The book explores the ancient Indigenous game of baseball and how it reflects so much more of Indigenous identity and heritage beyond the game itself. There are aspects of baseball that reflect the Indigenous approach to life. For example, Hope explains the pick-up system to his nurse, Kerwin. He gives an example of a pitcher getting sick on the day of a game. He says that this wouldn’t stop the game from happening and that they’d instead “pick up a player from the home team. That man would vow to play just as hard for the visitors as he would for his own team” (90). There is a sense of honor that is inherent to the Choctaw approach to baseball, one that is reflected in their society (such as in marriages) as well.

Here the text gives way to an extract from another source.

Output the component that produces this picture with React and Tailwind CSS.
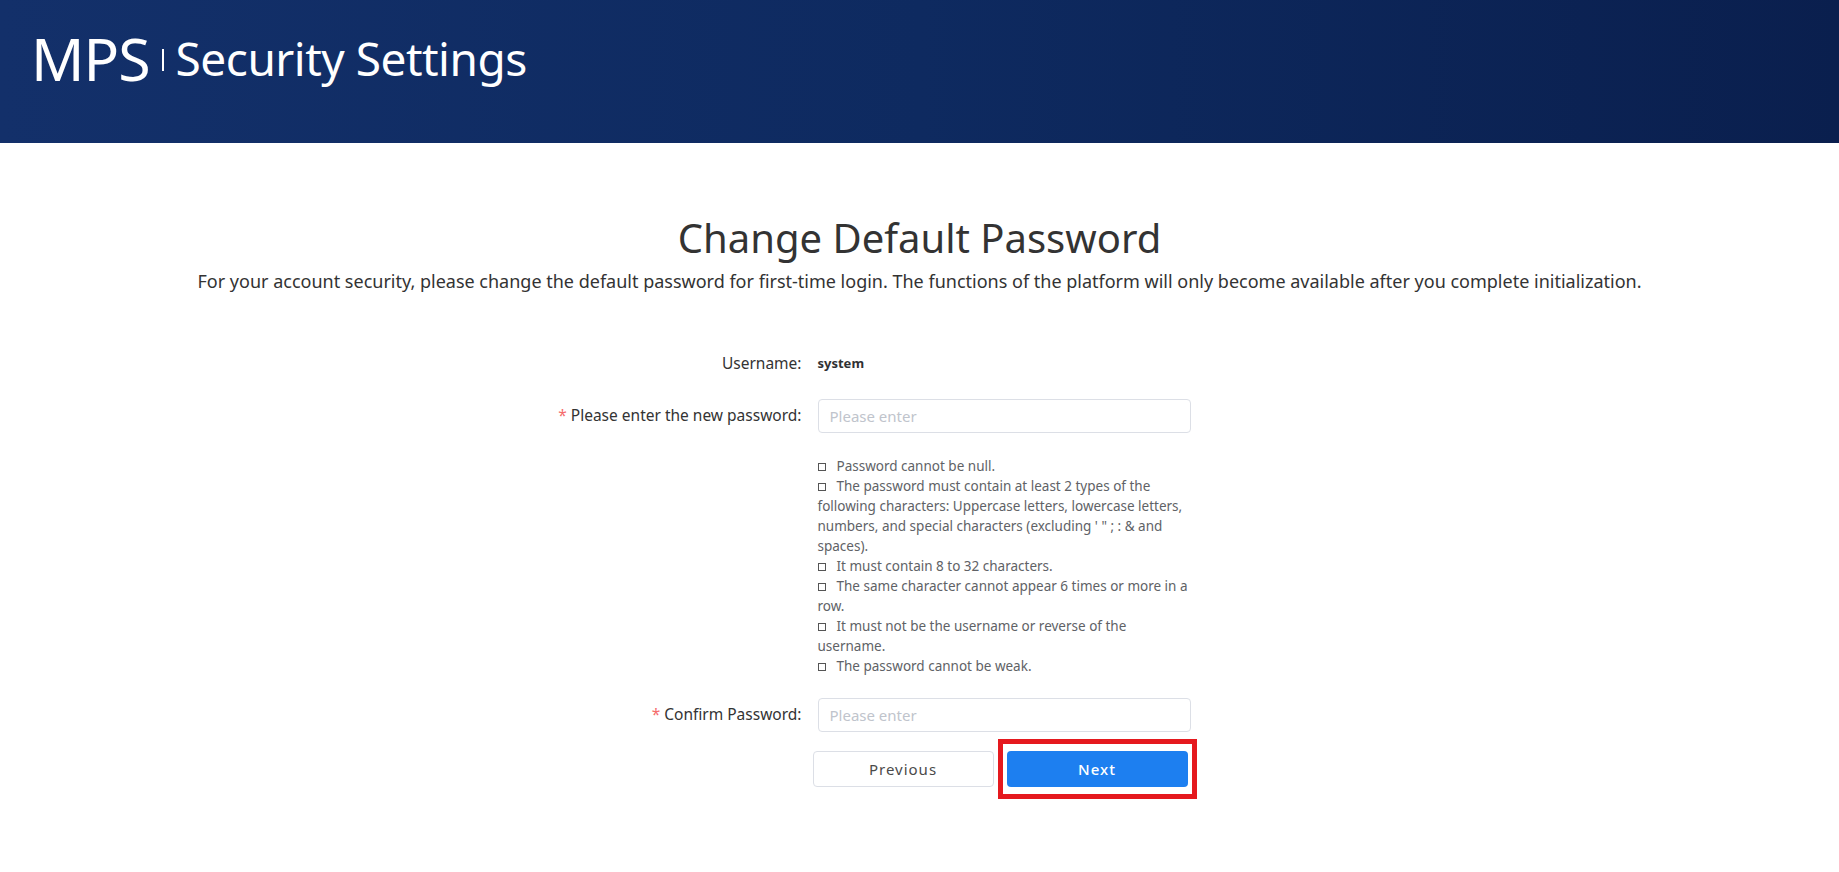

Baseball has been an integral part of Indigenous American culture for centuries. For them, “[s]tickball has always been a training game for warriors. The game teaches players the art of endurance” (104). There are important lessons to be learned from the game, and once again, the emphasis is placed on the game’s communal aspects. This is the inspiration behind Henri Day’s idea for the team in the first place. He sees the possibility it offers, to “be the country’s first inter-tribal business, an alliance that will spread across the whole U.S. Maybe even the whole goddamn continent” (112). He longs for something the tribes can have together—something that they can take ownership of after all that’s been stripped away from them.

With something as historic as the Miko Kings, Indigenous people will also gain national notoriety. First, “[t]he Major Leagues will have to take notice if the Miko Kings win the series” (53). Second, when the offer for the film comes about, they see it as a chance to preserve the memory of the Miko Kings forever. By playing the ancient game that they invented, the Indigenous Americans can take back, and even profit from, something that was stolen and adapted from them. They can restore the sense of reverence they’ve always had for it and reclaim it from white Americans.